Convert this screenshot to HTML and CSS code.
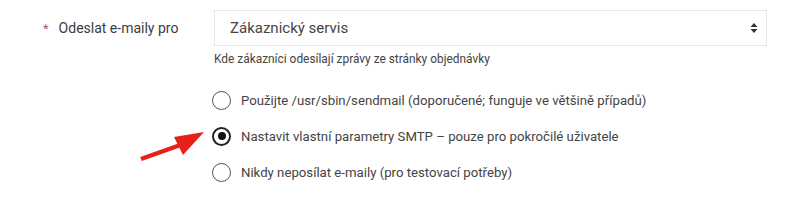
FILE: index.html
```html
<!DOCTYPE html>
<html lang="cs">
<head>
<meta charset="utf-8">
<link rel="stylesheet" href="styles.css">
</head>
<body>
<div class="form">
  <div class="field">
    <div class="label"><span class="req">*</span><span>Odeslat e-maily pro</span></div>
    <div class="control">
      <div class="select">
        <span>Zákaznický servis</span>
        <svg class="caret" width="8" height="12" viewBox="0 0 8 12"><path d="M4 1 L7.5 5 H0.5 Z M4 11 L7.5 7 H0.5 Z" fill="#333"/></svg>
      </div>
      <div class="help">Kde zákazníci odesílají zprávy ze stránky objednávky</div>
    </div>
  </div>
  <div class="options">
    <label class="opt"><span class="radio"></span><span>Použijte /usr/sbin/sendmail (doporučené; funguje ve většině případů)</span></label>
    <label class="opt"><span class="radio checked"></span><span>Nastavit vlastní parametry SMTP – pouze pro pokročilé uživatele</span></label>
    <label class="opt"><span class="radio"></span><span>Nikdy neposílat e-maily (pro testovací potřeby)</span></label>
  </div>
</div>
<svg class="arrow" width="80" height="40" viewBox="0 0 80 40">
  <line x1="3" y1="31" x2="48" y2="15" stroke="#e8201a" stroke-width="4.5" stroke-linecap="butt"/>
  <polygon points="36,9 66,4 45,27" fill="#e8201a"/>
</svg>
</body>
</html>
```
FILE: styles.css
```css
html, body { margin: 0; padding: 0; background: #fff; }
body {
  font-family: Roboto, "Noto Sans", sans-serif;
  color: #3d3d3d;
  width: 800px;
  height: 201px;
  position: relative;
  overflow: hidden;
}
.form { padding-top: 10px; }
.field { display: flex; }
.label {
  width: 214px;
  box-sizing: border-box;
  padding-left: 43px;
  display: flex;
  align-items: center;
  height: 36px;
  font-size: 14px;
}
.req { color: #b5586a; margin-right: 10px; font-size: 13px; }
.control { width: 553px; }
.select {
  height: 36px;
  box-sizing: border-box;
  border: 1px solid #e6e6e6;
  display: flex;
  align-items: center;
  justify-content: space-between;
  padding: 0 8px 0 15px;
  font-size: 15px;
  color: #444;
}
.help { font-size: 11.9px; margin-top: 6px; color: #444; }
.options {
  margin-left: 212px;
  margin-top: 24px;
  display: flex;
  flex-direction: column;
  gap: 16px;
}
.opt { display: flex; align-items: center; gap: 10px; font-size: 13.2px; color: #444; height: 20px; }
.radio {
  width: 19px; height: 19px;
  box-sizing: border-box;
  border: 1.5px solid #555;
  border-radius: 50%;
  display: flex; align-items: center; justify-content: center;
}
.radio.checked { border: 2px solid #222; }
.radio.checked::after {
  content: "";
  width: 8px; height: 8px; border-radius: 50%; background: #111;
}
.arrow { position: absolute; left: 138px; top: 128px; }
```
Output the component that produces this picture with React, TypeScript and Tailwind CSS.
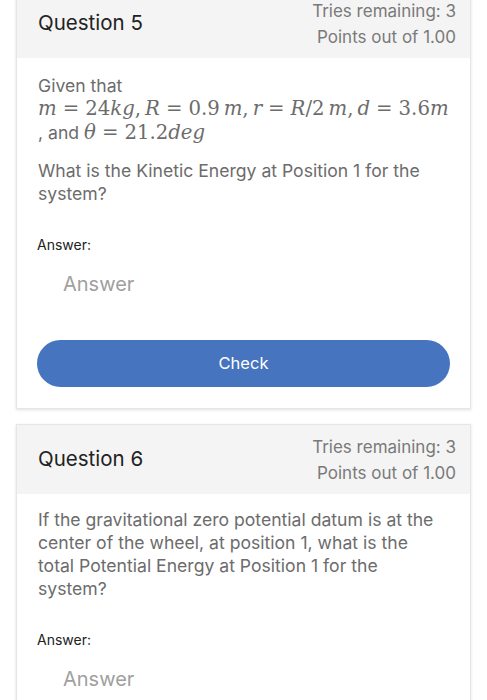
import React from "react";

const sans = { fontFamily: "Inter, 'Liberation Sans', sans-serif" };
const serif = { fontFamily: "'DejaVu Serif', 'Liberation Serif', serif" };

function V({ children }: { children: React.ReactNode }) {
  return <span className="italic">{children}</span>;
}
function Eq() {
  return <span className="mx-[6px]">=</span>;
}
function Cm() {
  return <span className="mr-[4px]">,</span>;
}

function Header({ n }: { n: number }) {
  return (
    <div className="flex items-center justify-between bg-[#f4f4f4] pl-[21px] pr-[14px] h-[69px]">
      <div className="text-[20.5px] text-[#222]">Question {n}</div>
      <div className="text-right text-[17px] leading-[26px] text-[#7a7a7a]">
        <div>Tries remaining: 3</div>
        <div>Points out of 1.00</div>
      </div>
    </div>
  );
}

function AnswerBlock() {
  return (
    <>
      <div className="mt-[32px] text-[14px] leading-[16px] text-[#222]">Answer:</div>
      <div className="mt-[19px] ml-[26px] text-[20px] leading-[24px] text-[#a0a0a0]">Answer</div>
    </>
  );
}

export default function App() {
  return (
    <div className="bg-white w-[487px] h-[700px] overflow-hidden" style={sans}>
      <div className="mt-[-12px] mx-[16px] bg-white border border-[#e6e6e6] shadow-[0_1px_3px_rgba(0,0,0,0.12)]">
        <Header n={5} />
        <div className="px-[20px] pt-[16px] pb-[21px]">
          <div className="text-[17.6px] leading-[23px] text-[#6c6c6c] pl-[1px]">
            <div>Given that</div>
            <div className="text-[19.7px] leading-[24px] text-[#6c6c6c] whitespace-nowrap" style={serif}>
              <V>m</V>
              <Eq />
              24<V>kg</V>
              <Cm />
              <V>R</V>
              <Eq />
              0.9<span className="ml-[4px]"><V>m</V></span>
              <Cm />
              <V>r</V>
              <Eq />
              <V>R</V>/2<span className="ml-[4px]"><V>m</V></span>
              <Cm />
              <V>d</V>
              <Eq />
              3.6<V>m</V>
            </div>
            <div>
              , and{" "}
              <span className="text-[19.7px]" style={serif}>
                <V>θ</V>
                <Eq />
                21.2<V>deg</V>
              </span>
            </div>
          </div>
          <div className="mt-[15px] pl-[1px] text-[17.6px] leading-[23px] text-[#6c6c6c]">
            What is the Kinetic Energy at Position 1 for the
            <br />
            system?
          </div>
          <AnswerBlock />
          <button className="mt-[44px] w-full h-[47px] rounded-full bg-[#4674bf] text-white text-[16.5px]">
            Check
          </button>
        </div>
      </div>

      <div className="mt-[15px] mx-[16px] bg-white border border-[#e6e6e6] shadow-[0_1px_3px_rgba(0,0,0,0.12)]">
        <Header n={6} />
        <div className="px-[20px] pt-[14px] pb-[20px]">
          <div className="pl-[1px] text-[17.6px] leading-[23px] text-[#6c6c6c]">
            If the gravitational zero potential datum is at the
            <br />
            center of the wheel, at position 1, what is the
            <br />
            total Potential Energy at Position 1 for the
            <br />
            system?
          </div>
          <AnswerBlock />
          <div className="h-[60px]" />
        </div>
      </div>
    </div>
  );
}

----

OBJECTIVE: Print the listing above in full, exactly as written. Omit any pictures.

EXERCISE SOLUTION:
Convert this screenshot to HTML and CSS code.
FILE: index.html
```html
<!DOCTYPE html>
<html lang="cs">
<head>
<meta charset="utf-8">
<link rel="stylesheet" href="styles.css">
</head>
<body>
<div class="form">
  <div class="field">
    <div class="label"><span class="req">*</span><span>Odeslat e-maily pro</span></div>
    <div class="control">
      <div class="select">
        <span>Zákaznický servis</span>
        <svg class="caret" width="8" height="12" viewBox="0 0 8 12"><path d="M4 1 L7.5 5 H0.5 Z M4 11 L7.5 7 H0.5 Z" fill="#333"/></svg>
      </div>
      <div class="help">Kde zákazníci odesílají zprávy ze stránky objednávky</div>
    </div>
  </div>
  <div class="options">
    <label class="opt"><span class="radio"></span><span>Použijte /usr/sbin/sendmail (doporučené; funguje ve většině případů)</span></label>
    <label class="opt"><span class="radio checked"></span><span>Nastavit vlastní parametry SMTP – pouze pro pokročilé uživatele</span></label>
    <label class="opt"><span class="radio"></span><span>Nikdy neposílat e-maily (pro testovací potřeby)</span></label>
  </div>
</div>
<svg class="arrow" width="80" height="40" viewBox="0 0 80 40">
  <line x1="3" y1="31" x2="48" y2="15" stroke="#e8201a" stroke-width="4.5" stroke-linecap="butt"/>
  <polygon points="36,9 66,4 45,27" fill="#e8201a"/>
</svg>
</body>
</html>
```
FILE: styles.css
```css
html, body { margin: 0; padding: 0; background: #fff; }
body {
  font-family: Roboto, "Noto Sans", sans-serif;
  color: #3d3d3d;
  width: 800px;
  height: 201px;
  position: relative;
  overflow: hidden;
}
.form { padding-top: 10px; }
.field { display: flex; }
.label {
  width: 214px;
  box-sizing: border-box;
  padding-left: 43px;
  display: flex;
  align-items: center;
  height: 36px;
  font-size: 14px;
}
.req { color: #b5586a; margin-right: 10px; font-size: 13px; }
.control { width: 553px; }
.select {
  height: 36px;
  box-sizing: border-box;
  border: 1px solid #e6e6e6;
  display: flex;
  align-items: center;
  justify-content: space-between;
  padding: 0 8px 0 15px;
  font-size: 15px;
  color: #444;
}
.help { font-size: 11.9px; margin-top: 6px; color: #444; }
.options {
  margin-left: 212px;
  margin-top: 24px;
  display: flex;
  flex-direction: column;
  gap: 16px;
}
.opt { display: flex; align-items: center; gap: 10px; font-size: 13.2px; color: #444; height: 20px; }
.radio {
  width: 19px; height: 19px;
  box-sizing: border-box;
  border: 1.5px solid #555;
  border-radius: 50%;
  display: flex; align-items: center; justify-content: center;
}
.radio.checked { border: 2px solid #222; }
.radio.checked::after {
  content: "";
  width: 8px; height: 8px; border-radius: 50%; background: #111;
}
.arrow { position: absolute; left: 138px; top: 128px; }
```
Output the component that produces this picture with React, TypeScript and Tailwind CSS.
import React from "react";

const sans = { fontFamily: "Inter, 'Liberation Sans', sans-serif" };
const serif = { fontFamily: "'DejaVu Serif', 'Liberation Serif', serif" };

function V({ children }: { children: React.ReactNode }) {
  return <span className="italic">{children}</span>;
}
function Eq() {
  return <span className="mx-[6px]">=</span>;
}
function Cm() {
  return <span className="mr-[4px]">,</span>;
}

function Header({ n }: { n: number }) {
  return (
    <div className="flex items-center justify-between bg-[#f4f4f4] pl-[21px] pr-[14px] h-[69px]">
      <div className="text-[20.5px] text-[#222]">Question {n}</div>
      <div className="text-right text-[17px] leading-[26px] text-[#7a7a7a]">
        <div>Tries remaining: 3</div>
        <div>Points out of 1.00</div>
      </div>
    </div>
  );
}

function AnswerBlock() {
  return (
    <>
      <div className="mt-[32px] text-[14px] leading-[16px] text-[#222]">Answer:</div>
      <div className="mt-[19px] ml-[26px] text-[20px] leading-[24px] text-[#a0a0a0]">Answer</div>
    </>
  );
}

export default function App() {
  return (
    <div className="bg-white w-[487px] h-[700px] overflow-hidden" style={sans}>
      <div className="mt-[-12px] mx-[16px] bg-white border border-[#e6e6e6] shadow-[0_1px_3px_rgba(0,0,0,0.12)]">
        <Header n={5} />
        <div className="px-[20px] pt-[16px] pb-[21px]">
          <div className="text-[17.6px] leading-[23px] text-[#6c6c6c] pl-[1px]">
            <div>Given that</div>
            <div className="text-[19.7px] leading-[24px] text-[#6c6c6c] whitespace-nowrap" style={serif}>
              <V>m</V>
              <Eq />
              24<V>kg</V>
              <Cm />
              <V>R</V>
              <Eq />
              0.9<span className="ml-[4px]"><V>m</V></span>
              <Cm />
              <V>r</V>
              <Eq />
              <V>R</V>/2<span className="ml-[4px]"><V>m</V></span>
              <Cm />
              <V>d</V>
              <Eq />
              3.6<V>m</V>
            </div>
            <div>
              , and{" "}
              <span className="text-[19.7px]" style={serif}>
                <V>θ</V>
                <Eq />
                21.2<V>deg</V>
              </span>
            </div>
          </div>
          <div className="mt-[15px] pl-[1px] text-[17.6px] leading-[23px] text-[#6c6c6c]">
            What is the Kinetic Energy at Position 1 for the
            <br />
            system?
          </div>
          <AnswerBlock />
          <button className="mt-[44px] w-full h-[47px] rounded-full bg-[#4674bf] text-white text-[16.5px]">
            Check
          </button>
        </div>
      </div>

      <div className="mt-[15px] mx-[16px] bg-white border border-[#e6e6e6] shadow-[0_1px_3px_rgba(0,0,0,0.12)]">
        <Header n={6} />
        <div className="px-[20px] pt-[14px] pb-[20px]">
          <div className="pl-[1px] text-[17.6px] leading-[23px] text-[#6c6c6c]">
            If the gravitational zero potential datum is at the
            <br />
            center of the wheel, at position 1, what is the
            <br />
            total Potential Energy at Position 1 for the
            <br />
            system?
          </div>
          <AnswerBlock />
          <div className="h-[60px]" />
        </div>
      </div>
    </div>
  );
}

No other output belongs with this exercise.